The world that Fitzgerald chronicled came crashing down on October 29, 1929. That was Black Tuesday, when the stock market collapsed. The boom economy went bust. And America’s Jazz Age was officially over.
Actually, the stock market crash had very little to do with the onset of the Great Depression. Very few Americans in the 1920s owned stocks or securities. In reality, the nation’s most prosperous decade had been built on a house of cards. Low wages, high rates of seasonal unemployment, chronic stagnation in the agricultural sector, and a hopelessly unequal distribution of wealth were the darker story that lurked behind 1920s-era prosperity.

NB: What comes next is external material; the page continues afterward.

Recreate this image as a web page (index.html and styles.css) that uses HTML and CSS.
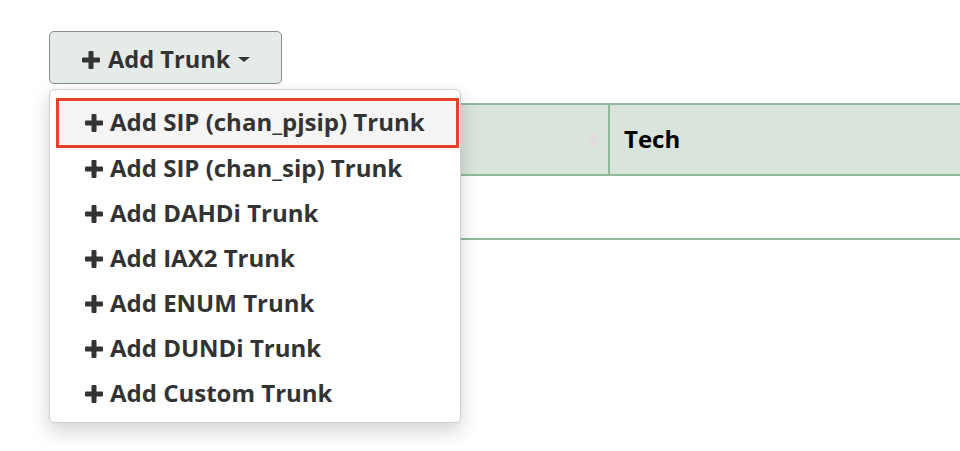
FILE: index.html
```html
<!DOCTYPE html>
<html>
<head>
<meta charset="utf-8">
<link rel="stylesheet" href="styles.css">
</head>
<body>
<div class="page">
  <div class="btn-group">
    <button class="btn">
      <svg class="plus" viewBox="0 0 18 18"><rect x="6.5" y="0" width="5" height="18" rx="1"/><rect x="0" y="6.5" width="18" height="5" rx="1"/></svg>
      <span>Add Trunk</span>
      <span class="caret"></span>
    </button>
    <ul class="menu">
      <li class="item active"><svg class="plus" viewBox="0 0 18 18"><rect x="6.5" y="0" width="5" height="18" rx="1"/><rect x="0" y="6.5" width="18" height="5" rx="1"/></svg>Add SIP (chan_pjsip) Trunk</li>
      <li class="item"><svg class="plus" viewBox="0 0 18 18"><rect x="6.5" y="0" width="5" height="18" rx="1"/><rect x="0" y="6.5" width="18" height="5" rx="1"/></svg>Add SIP (chan_sip) Trunk</li>
      <li class="item"><svg class="plus" viewBox="0 0 18 18"><rect x="6.5" y="0" width="5" height="18" rx="1"/><rect x="0" y="6.5" width="18" height="5" rx="1"/></svg>Add DAHDi Trunk</li>
      <li class="item"><svg class="plus" viewBox="0 0 18 18"><rect x="6.5" y="0" width="5" height="18" rx="1"/><rect x="0" y="6.5" width="18" height="5" rx="1"/></svg>Add IAX2 Trunk</li>
      <li class="item"><svg class="plus" viewBox="0 0 18 18"><rect x="6.5" y="0" width="5" height="18" rx="1"/><rect x="0" y="6.5" width="18" height="5" rx="1"/></svg>Add ENUM Trunk</li>
      <li class="item"><svg class="plus" viewBox="0 0 18 18"><rect x="6.5" y="0" width="5" height="18" rx="1"/><rect x="0" y="6.5" width="18" height="5" rx="1"/></svg>Add DUNDi Trunk</li>
      <li class="item"><svg class="plus" viewBox="0 0 18 18"><rect x="6.5" y="0" width="5" height="18" rx="1"/><rect x="0" y="6.5" width="18" height="5" rx="1"/></svg>Add Custom Trunk</li>
    </ul>
  </div>
  <div class="table-wrap">
    <table class="grid">
      <thead>
        <tr>
          <th class="col-name"><span class="sort"><span class="up"></span><span class="down"></span></span></th>
          <th class="col-tech">Tech</th>
        </tr>
      </thead>
      <tbody>
        <tr><td></td><td></td></tr>
      </tbody>
    </table>
  </div>
</div>
</body>
</html>
```

FILE: styles.css
```css
* { box-sizing: border-box; }
html, body { margin: 0; padding: 0; background: #fff; }
body {
  font-family: "Open Sans", "Liberation Sans", sans-serif;
  width: 960px;
  height: 451px;
  overflow: hidden;
}
.page {
  padding: 31px 0 0 49px;
}
.btn-group {
  position: relative;
}
.btn {
  display: flex;
  align-items: center;
  gap: 8px;
  width: 233px;
  height: 53px;
  padding: 3px 0 0 32px;
  background: #e5ebe6;
  border: 1px solid #8c8c8c;
  border-radius: 5px;
  font-family: inherit;
  font-weight: 700;
  font-size: 23.6px;
  color: #333;
}
.btn .plus { width: 18px; height: 18px; fill: #333; margin-top: 1px; }
.caret {
  width: 0; height: 0;
  border-left: 6px solid transparent;
  border-right: 6px solid transparent;
  border-top: 5px solid #333;
  margin-top: 1px;
}
.menu {
  position: absolute;
  top: 58px;
  left: 0;
  width: 412px;
  margin: 0;
  padding: 8px 0 6px;
  list-style: none;
  background: #fff;
  border: 1px solid #cfcfcf;
  border-radius: 5px;
  box-shadow: 0 8px 20px rgba(0,0,0,0.18);
  z-index: 2;
}
.item {
  display: flex;
  align-items: center;
  gap: 7px;
  height: 45px;
  padding: 0 0 3px 35px;
  font-size: 24px;
  font-weight: 700;
  color: #333;
  white-space: nowrap;
}
.item .plus { width: 18px; height: 18px; fill: #333; margin-top: 3px; }
.item.active {
  margin: 0 1px -2px 6px;
  padding-left: 26px;
  height: 50px;
  background: #f5f5f5;
  border: 3px solid #e8402a;
}
.table-wrap {
  margin-top: 19px;
  width: 911px;
  overflow: hidden;
}
.grid {
  width: 960px;
  border-collapse: collapse;
  font-size: 24px;
}
.grid th {
  height: 71px;
  background: #d9e5dc;
  border-top: 2px solid #8fbb9c;
  border-bottom: 2px solid #8fbb9c;
  text-align: left;
  font-weight: 700;
  color: #000;
  padding: 0 14px 3px;
}
.grid th.col-name {
  width: 559px;
  border-left: 2px solid #8fbb9c;
  border-right: 2px solid #8fbb9c;
  position: relative;
}
.grid td {
  height: 64px;
  border-bottom: 2px solid #8fbb9c;
}
.grid td:first-child { border-left: 2px solid #8fbb9c; }
.sort {
  position: absolute;
  right: 10px;
  top: 50%;
  transform: translateY(-50%);
  display: flex;
  flex-direction: column;
  gap: 2px;
}
.sort .up {
  border-left: 5px solid transparent;
  border-right: 5px solid transparent;
  border-bottom: 7px solid #e2d8dc;
}
.sort .down {
  border-left: 5px solid transparent;
  border-right: 5px solid transparent;
  border-top: 7px solid #e2d8dc;
}
```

There was a price to pay for so lopsided a concentration of the nation’s riches. Good times relied on good sales, after all. The same farmers and workers who fueled economic growth early in the decade by purchasing shiny new cars and electric washing machines had reached their limit. By the late twenties, when advertisers told them that their cars and washing machines were outdated and needed to be replaced, the working class simply couldn’t afford to buy new ones. Unpurchased consumer items languished on the shelves. Factories cut their production. Workers were laid off by the millions. The good times were over.